Qui t’a fait académicien ? À la veille de l’élection du 3 mars, quai de Conti, c’est le branle-bas de combat, l’heure du choix décisif de survie pour l’orientation future de l’Institution symbole de la langue française. Et Jean d’Ormesson, figure médiatique de proue de l’Académie se fait fort de fixer le nouveau cap du critère d’éligibilité : « Pendant longtemps, il y avait deux catégories de personnes qui ne pouvaient pas postuler à l’Académie : les femmes et les comédiens.

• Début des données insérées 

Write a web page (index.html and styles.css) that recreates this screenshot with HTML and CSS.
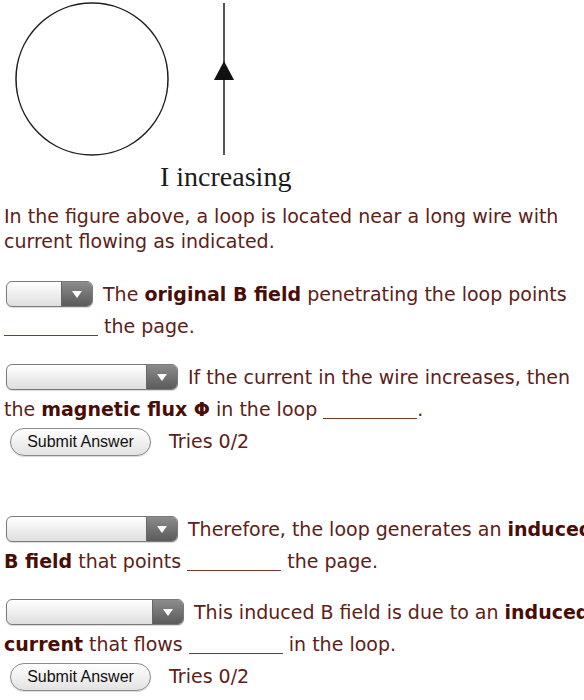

J’ai fait entrer la première femme, Marguerite Yourcenar, il y a trente-cinq ans. » Hier, il affirmait qu’ « Il serait normal que l’islam soit représenté à l’Académie française [2] », aujourd’hui, il confie au Figaro : « Je rêverais de faire entrer le premier comédien : toi Fabrice [Lucini] ! »

Mais à l’heure du naufrage, quand la maison est en flammes, alors que, né de la réforme de l’orthographe, le divorce entre l’Académie et les Français vient de mettre le feu aux poudres, est il sérieux de penser que le sexe, la religion ou la profession de comédien, soient en soi les « talents » à la hauteur du défi pour assurer la survie de l’Académie et de la langue française en péril de mort ?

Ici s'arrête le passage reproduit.